Review by Lizzie Guilfoyle

IndieLondon Rating: 4 out of 5

IN SALLY Wainright’s tense thriller, Unforgiven, Suranne Jones plays Ruth Slater, a 32-year-old woman newly released from prison after serving a 15 year sentence for murdering two policeman. As well as adjusting to life in the outside world, Ruth dreams of being reunited with her younger sister Katie (Emily Beecham), who was adopted after her her conviction.

As well as Katie’s adoptive parents (Douglas Hodge and Jemma Redgrave) and ‘sister’ Emily (Flora Spencer-Longhurst), there’s John (Peter Davison) and his wife Izzie (Siobhan Finneran) whose farmhouse appears to be haunted; and brothers, Steve and Kieran Whelan (Matthew McNulty and Jack Deam) who share the same woman’s sexual favours – Steve’s wife’s!

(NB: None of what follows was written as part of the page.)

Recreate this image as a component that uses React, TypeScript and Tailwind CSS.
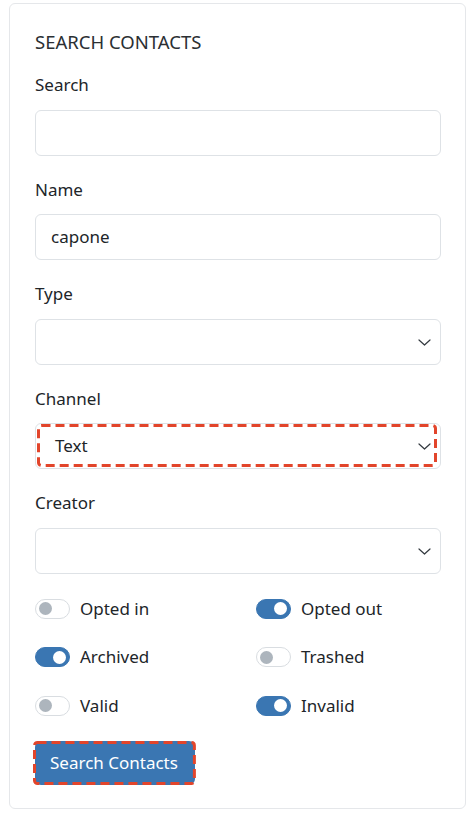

Three seemingly unrelated storylines, they cleverly come together to reveal part of Ruth’s story – the murders took place in John and Izzie’s home, and one of the murdered policeman was Steve and Kieran’s father. Moreover, when news of Ruth’s release is made known, Steve in particular is determined to avenge his father’s death.

Without exception, the cast is superb but it’s Jones who really shines as a woman haunted by the past and desperate to win back Katie’s love. But what makes her performance so compelling is her ability to convey true depth of feeling with facial expressions and body language – which shows just how far she’s come since leaving Coronation Street.

Special mention must also go to McNulty whose portrayal of a son still grieving for his father is totally convincing, never more so than in the tense and riveting climax of his obsessive quest for justice, when anger, frustration and common decency (fundamentally, he’s not a bad person) merge with tragic consequences.

Although details of the actual murders don’t emerge for some considerable time, I, like many, had already begun to suspect the truth – it has, after all, been done before. Yet even so, the revellation when it finally comes loses none of its impact, exposing as it does the real Ruth – so much so in fact, that her final scene with Katie moved me almost to tears.

Unforgiven doesn’t have a happy Hollywood-style ending. Instead, it opts for realism and for that it must be congratulated. However, it’s not without hope and, given the circumstances, that’s exactly as it should be.

A compelling drama, Unforgiven is British television at its very best and really shouldn’t be missed.